Se trataba de aparentar normalidad aunque, a decir verdad, no había nada ni nadie más normal que nosotros. Si aparecía la luz de la local -los nacionales nos ignoraban como si fuéramos buzones- teníamos que colocar las piernas por delante de la cerveza, porque aunque la mayoría de veces nos decían que la tirásemos, más de una vez nos habían pedido los DNI y habíamos ratificado que corríamos más que ellos. Al del bar de la calle de al lado no le hacía gracia ver a gente bebiendo sin llevarse tajada. Ahí uno aprende que la policía solo hace su trabajo y lo hace estupendamente; el trabajo de salvaguardar los intereses de gente que, por una o por otra, siempre tiene más dinero que tú; la policía, como el fascismo, es el brazo armado de los que tienen un concesionario, un bar o una consultora. También aprendes, a las malas, que si llevas algo guardado en el calcetín lo mejor es no ser muy contestón.

Al poco rato, pasó por delante un vecino del que ya escribí en otro momento, barrigón, patizambo -y terraplanista- arrastrando a tironcillos a su perro, un chucho más feo que un fin de mes -con el tiempo empecé a verle parecido a Federico Jiménez Losantos- y mirando el móvil. No nos miró y me sorprendió que ni se inmutara de nuestra presencia. Dicen que hay un sexto sentido que nos hace detectar cuando alguien nos mira, incluso cuando estás de espaldas. Y todos lo hemos sentido en algún momento: esa especie de picor metafísico en el cogote, ese aliento de la mirada de un desconocido que nos atraviesa aun sin estar seguros de que haya nadie detrás. A mí me pasa un montón, y lo peor es que me condiciona. 

Después de aquello, pasaron un par de días y esa idea me rondaba la mente como en órbitas parabólicas. Tenía que hacer unos mandaos y atravesé un jardincillo entre mi casa y mi mandao y sentí cómo empezaba a encenderse mi sexto sentido. Juraría haber pasado por delante de unos chavales hacía un momento, también de un señor con su nieta y de un par de mesas de desayunos con un camarero de aquí para allá; de repente, todo el mundo me miraba. Aunque nadie mirase. ¿Cómo camino yo normalmente? Me siento raro, pensaba, y es que en cuestión de segundos me estaba viendo desde fuera y no podía dar un paso sin sentirme fuera de mi cuerpo. Qué difícil se vuelve todo cuando hay gente mirando. Pasa lo mismo cuando miras al mundo, que siempre pende de un hilo si no dejas de mirarlo. 
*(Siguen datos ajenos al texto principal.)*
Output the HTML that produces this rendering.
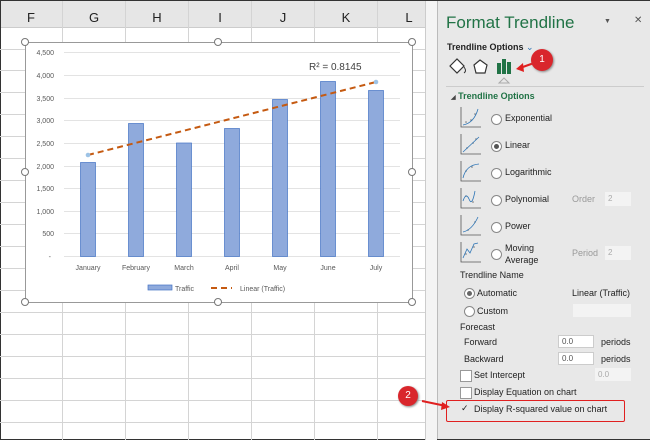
<!DOCTYPE html><html><head><style>
body{margin:0;width:650px;height:440px;overflow:hidden;font-family:"Liberation Sans",sans-serif;background:#fff;position:relative}
.a{position:absolute}
.t{font-size:9px;color:#222;position:absolute;white-space:nowrap}
.rad{position:absolute;width:9px;height:9px;border:1px solid #888;border-radius:50%;background:#fff}
.cb{position:absolute;width:10px;height:10px;border:1px solid #999;background:#fff}
.in{position:absolute;height:13px;background:#fff;border:1px solid #ccc;font-size:8px;color:#555;padding-left:3px;box-sizing:border-box;line-height:12px}
.dis{position:absolute;background:#f3f3f3}
</style></head><body>
<div class="a" style="left:0;top:0;width:650px;height:440px;border:1px solid #333;box-sizing:border-box"></div>
<div class="a" style="left:1px;top:1px;width:424px;height:26px;background:#e6e6e6;border-bottom:1px solid #ccc"></div>
<svg class="a" style="left:0;top:0" width="437" height="440">
<g stroke="#d4d4d4" stroke-width="1">
<line x1="62.5" y1="1" x2="62.5" y2="440"/><line x1="125.5" y1="1" x2="125.5" y2="440"/><line x1="188.5" y1="1" x2="188.5" y2="440"/><line x1="251.5" y1="1" x2="251.5" y2="440"/><line x1="314.5" y1="1" x2="314.5" y2="440"/><line x1="377.5" y1="1" x2="377.5" y2="440"/>
<line x1="0" y1="49.5" x2="425" y2="49.5"/><line x1="0" y1="70.5" x2="425" y2="70.5"/><line x1="0" y1="92.5" x2="425" y2="92.5"/><line x1="0" y1="114.5" x2="425" y2="114.5"/><line x1="0" y1="136.5" x2="425" y2="136.5"/><line x1="0" y1="158.5" x2="425" y2="158.5"/><line x1="0" y1="180.5" x2="425" y2="180.5"/><line x1="0" y1="202.5" x2="425" y2="202.5"/><line x1="0" y1="224.5" x2="425" y2="224.5"/><line x1="0" y1="246.5" x2="425" y2="246.5"/><line x1="0" y1="268.5" x2="425" y2="268.5"/><line x1="0" y1="290.5" x2="425" y2="290.5"/><line x1="0" y1="312.5" x2="425" y2="312.5"/><line x1="0" y1="334.5" x2="425" y2="334.5"/><line x1="0" y1="356.5" x2="425" y2="356.5"/><line x1="0" y1="378.5" x2="425" y2="378.5"/><line x1="0" y1="400.5" x2="425" y2="400.5"/><line x1="0" y1="422.5" x2="425" y2="422.5"/>
</g>
<rect x="425" y="1" width="12" height="439" fill="#f4f4f4"/><line x1="425.5" y1="1" x2="425.5" y2="440" stroke="#ccc"/>
<g font-size="13" fill="#222" text-anchor="middle" font-family="Liberation Sans"><text x="31" y="22">F</text><text x="94" y="22">G</text><text x="157" y="22">H</text><text x="220" y="22">I</text><text x="283" y="22">J</text><text x="346" y="22">K</text><text x="409" y="22">L</text></g>
<rect x="25.5" y="42.5" width="387" height="260" fill="#fff" stroke="#999"/>
<g stroke="#e3e3e3"><line x1="64" y1="52.5" x2="400" y2="52.5"/><line x1="64" y1="75.5" x2="400" y2="75.5"/><line x1="64" y1="98.5" x2="400" y2="98.5"/><line x1="64" y1="120.5" x2="400" y2="120.5"/><line x1="64" y1="143.5" x2="400" y2="143.5"/><line x1="64" y1="166.5" x2="400" y2="166.5"/><line x1="64" y1="188.5" x2="400" y2="188.5"/><line x1="64" y1="211.5" x2="400" y2="211.5"/><line x1="64" y1="233.5" x2="400" y2="233.5"/><line x1="64" y1="256.5" x2="400" y2="256.5"/></g>
<g font-size="7" fill="#595959" text-anchor="end"><text x="54" y="55">4,500</text><text x="54" y="78">4,000</text><text x="54" y="101">3,500</text><text x="54" y="123">3,000</text><text x="54" y="146">2,500</text><text x="54" y="169">2,000</text><text x="54" y="191">1,500</text><text x="54" y="214">1,000</text><text x="54" y="236">500</text><text x="51" y="259">-</text></g>
<g fill="#8faadc" stroke="#4472c4" stroke-width=".7">
<rect x="80.5" y="162.5" width="15" height="94"/><rect x="128.5" y="123.5" width="15" height="133"/><rect x="176.5" y="143" width="15" height="113.5"/><rect x="224.5" y="128.5" width="15" height="128"/><rect x="272.5" y="99.5" width="15" height="157"/><rect x="320.5" y="81.5" width="15" height="175"/><rect x="368.5" y="90.5" width="15" height="166"/></g>
<line x1="88" y1="155" x2="376" y2="82" stroke="#c55a11" stroke-width="2" stroke-dasharray="6,4"/>
<circle cx="88" cy="155" r="2.3" fill="#9dc3e6"/><circle cx="376" cy="82" r="2.3" fill="#9dc3e6"/>
<text x="309" y="70" font-size="10" fill="#404040">R² = 0.8145</text>
<g font-size="7" fill="#595959" text-anchor="middle"><text x="88" y="270">January</text><text x="136" y="270">February</text><text x="184" y="270">March</text><text x="232" y="270">April</text><text x="280" y="270">May</text><text x="328" y="270">June</text><text x="376" y="270">July</text></g>
<rect x="148" y="285" width="24" height="5" fill="#8faadc" stroke="#4472c4" stroke-width=".7"/><text x="175" y="291" font-size="7" fill="#595959">Traffic</text>
<line x1="211" y1="288" x2="232" y2="288" stroke="#c55a11" stroke-width="2" stroke-dasharray="6,4"/><text x="240" y="291" font-size="7" fill="#595959">Linear (Traffic)</text>
<g fill="#fff" stroke="#777" stroke-width="1"><circle cx="25" cy="42" r="3.5"/><circle cx="218" cy="42" r="3.5"/><circle cx="412" cy="42" r="3.5"/><circle cx="25" cy="172" r="3.5"/><circle cx="412" cy="172" r="3.5"/><circle cx="25" cy="302" r="3.5"/><circle cx="218" cy="302" r="3.5"/><circle cx="412" cy="302" r="3.5"/></g>
</svg>
<div class="a" style="left:437px;top:1px;width:212px;height:438px;background:#e8e8e8;border-left:1px solid #bbb"></div>
<div class="a" style="left:446px;top:13px;font-size:17px;color:#217346">Format Trendline</div>
<div class="a" style="left:604px;top:18px;font-size:7px;color:#555">▼</div>
<div class="a" style="left:634px;top:15px;font-size:10px;color:#555">✕</div>
<div class="a" style="left:447px;top:42px;font-size:9px;font-weight:bold;color:#222">Trendline Options <span style="color:#2e75b6;font-weight:normal">⌄</span></div>
<svg class="a" style="left:446px;top:56px" width="100" height="30">
<path d="M4 10 L11 3 L18 10 L11 17 Z" fill="#fff" stroke="#333" stroke-width="1.2"/><path d="M18 11 q3 4 0 6" stroke="#333" fill="none"/>
<path d="M34 4 L41 9 L39 17 L30 17 L28 9 Z" fill="#fff" stroke="#333" stroke-width="1.2"/>
<rect x="51" y="7" width="4" height="11" fill="#217346"/><rect x="56" y="3" width="4" height="15" fill="#217346"/><rect x="61" y="6" width="4" height="12" fill="#217346"/>
<path d="M58 22 L53 27 L63 27 Z" fill="#e8e8e8" stroke="#aaa"/>
<path d="M74 12 L88 7" stroke="#e02020" stroke-width="2"/><path d="M70 13 L77 7 L78 16 Z" fill="#e02020"/>
</svg>
<div class="a" style="left:531px;top:49px;width:22px;height:22px;border-radius:50%;background:#d9262c;color:#fff;font-size:10px;text-align:center;line-height:22px;box-shadow:1px 1px 2px #888">1</div>
<div class="a" style="left:446px;top:86px;width:198px;height:1px;background:#ccc"></div>
<div class="a" style="left:451px;top:91px;font-size:9px;font-weight:bold;color:#217346"><span style="font-size:6px;color:#444">◢</span> Trendline Options</div>
<svg class="a" style="left:460px;top:106px" width="24" height="160" fill="none" stroke="#2e75b6" stroke-width=".8">
<g stroke="#555"><path d="M1 1 V21 H21"/><path d="M1 28 V48 H21"/><path d="M1 55 V75 H21"/><path d="M1 82 V102 H21"/><path d="M1 109 V129 H21"/><path d="M1 136 V156 H21"/></g>
<g fill="#777" stroke="none"><circle cx="6" cy="16" r=".8"/><circle cx="11" cy="14" r=".8"/><circle cx="15" cy="8" r=".8"/><circle cx="7" cy="42" r=".8"/><circle cx="13" cy="37" r=".8"/><circle cx="16" cy="33" r=".8"/><circle cx="6" cy="65" r=".8"/><circle cx="12" cy="61" r=".8"/><circle cx="6" cy="90" r=".8"/><circle cx="13" cy="96" r=".8"/><circle cx="8" cy="124" r=".8"/><circle cx="15" cy="116" r=".8"/><circle cx="6" cy="148" r=".8"/><circle cx="14" cy="141" r=".8"/></g>
<path d="M3 19 Q14 17 18 3"/><path d="M3 46 L19 31"/><path d="M3 72 Q6 59 19 58"/><path d="M3 95 Q6 86 9 93 Q12 101 15 85"/><path d="M3 126 Q12 124 18 111"/><path d="M3 152 L7 143 L10 147 L14 138 L18 137"/>
</svg>
<div class="rad" style="left:491px;top:114px"></div><div class="t" style="left:505px;top:113px">Exponential</div>
<div class="rad" style="left:491px;top:141px"></div><div class="a" style="left:494px;top:144px;width:5px;height:5px;border-radius:50%;background:#555"></div><div class="t" style="left:505px;top:140px">Linear</div>
<div class="rad" style="left:491px;top:168px"></div><div class="t" style="left:505px;top:167px">Logarithmic</div>
<div class="rad" style="left:491px;top:195px"></div><div class="t" style="left:505px;top:194px">Polynomial</div>
<div class="t" style="left:572px;top:194px;color:#999">Order</div><div class="dis" style="left:605px;top:192px;width:26px;height:14px"></div><div class="t" style="left:608px;top:194px;color:#aaa;font-size:8px">2</div>
<div class="rad" style="left:491px;top:222px"></div><div class="t" style="left:505px;top:221px">Power</div>
<div class="rad" style="left:491px;top:249px"></div><div class="t" style="left:505px;top:242px;line-height:12px">Moving<br>Average</div>
<div class="t" style="left:572px;top:248px;color:#999">Period</div><div class="dis" style="left:605px;top:246px;width:26px;height:14px"></div><div class="t" style="left:608px;top:248px;color:#aaa;font-size:8px">2</div>
<div class="t" style="left:460px;top:270px">Trendline Name</div>
<div class="rad" style="left:464px;top:288px"></div><div class="a" style="left:467px;top:291px;width:5px;height:5px;border-radius:50%;background:#666"></div><div class="t" style="left:477px;top:288px">Automatic</div>
<div class="t" style="left:572px;top:288px">Linear (Traffic)</div>
<div class="rad" style="left:464px;top:306px"></div><div class="t" style="left:477px;top:306px">Custom</div>
<div class="dis" style="left:573px;top:304px;width:58px;height:13px"></div>
<div class="t" style="left:460px;top:322px">Forecast</div>
<div class="t" style="left:464px;top:337px">Forward</div><div class="in" style="left:558px;top:335px;width:36px">0.0</div><div class="t" style="left:601px;top:337px">periods</div>
<div class="t" style="left:464px;top:354px">Backward</div><div class="in" style="left:558px;top:352px;width:36px">0.0</div><div class="t" style="left:601px;top:354px">periods</div>
<div class="cb" style="left:460px;top:370px"></div><div class="t" style="left:474px;top:370px">Set Intercept</div>
<div class="dis" style="left:595px;top:368px;width:36px;height:13px"></div><div class="t" style="left:598px;top:370px;color:#aaa;font-size:8px">0.0</div>
<div class="cb" style="left:460px;top:387px"></div><div class="t" style="left:474px;top:387px">Display Equation on chart</div>
<div class="t" style="left:461px;top:403px;font-size:9px">✓</div><div class="t" style="left:474px;top:404px">Display R-squared value on chart</div>
<div class="a" style="left:446px;top:400px;width:177px;height:20px;border:1.5px solid #e02020;border-radius:2px"></div>
<svg class="a" style="left:410px;top:392px" width="40" height="24"><path d="M12 9 L36 14" stroke="#e02020" stroke-width="2"/><path d="M40 15 L32 10 L31 18 Z" fill="#e02020"/></svg>
<div class="a" style="left:398px;top:386px;width:20px;height:20px;border-radius:50%;background:#d9262c;color:#fff;font-size:10px;text-align:center;line-height:20px;box-shadow:1px 1px 2px #888">2</div>
</body></html>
Como he sido muy joven hasta hace muy poco -ahora solo soy joven; lo sé, es terrible-, me pasa que tiendo a pensar que he descubierto el fuego, la gravedad o las Américas cada vez que tengo una idea o que el universo confabula para confirmar mis teorías. Casi siempre descubro que esto ya lo había pensado alguien antes o que sobre esto otro ya escribió Noséquién Nosécuándo, o que siempre ando tan enfrascado en mis pensamientos que he imaginado a un montón de gente mirándome en un jardín en el que, en realidad, no había nadie más que yo, pero es inevitable ponerse a la defensiva ante el -posible- escrutinio público. La mirada de los demás nos obliga a sobrevivir, dijo Vázquez Montalbán, porque siempre trata de matarnos.